2.4. Multiple writers
So far we have assumed a single writer. The main advantage of this approach is that we don't have to do much to manage timestamps: the single writer can just keep track of its own. With multiple writers we can use essentially the same algorithm, but each write needs to perform an initial round of gathering timestamps so that it can pick a new timestamp bigger than those that have come before. We also extend the timestamps to be of the form (count, id), lexicographically ordered, so that two timestamps with the same count field are ordered by process id. The modified write algorithm is:
- Send read(u) to all processes and wait to receive acknowledgments from a majority of the processes.
- Set my timestamp to t = (max count + 1, id) where the max is taken over all the count fields in the acknowledgments I received. Note that this is a two-field timestamp that is compared lexicographically, with the id field used to prevent duplicate timestamps.
- Send write(v,t) to all processes, a wait for a response ack(v,t) from a majority of processes.
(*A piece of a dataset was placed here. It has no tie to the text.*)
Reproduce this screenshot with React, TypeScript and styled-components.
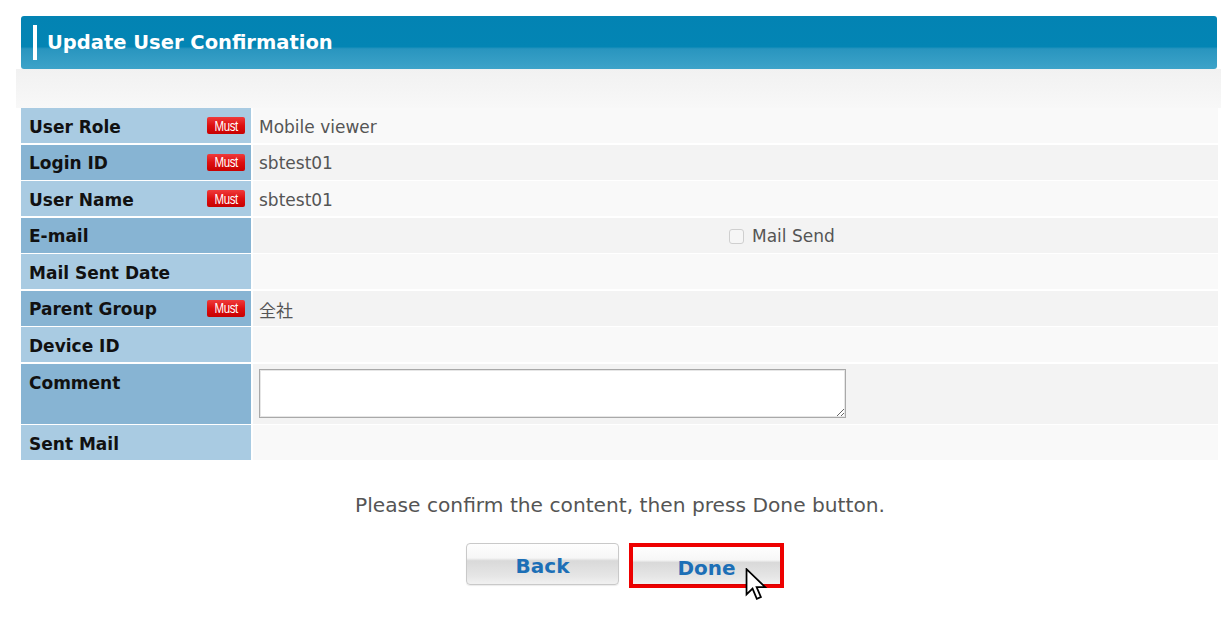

This increases the cost of a write by a constant factor, but in the end we still have only a linear number of messages. The proof of linearizability is essentially the same as for the single-writer algorithm, except now we must consider the case of two write operations by different processes. Here we have that if op1 <T op2, then op1 gets acknowledgments of its write with timestamp t1 from a majority of processes before op2 starts its read phase; since op2 waits of acknowledgments from a majority of processes as well, these majorities overlap, so op2's timestamp t2 must exceed t1. So the linearization ordering previously defined still works.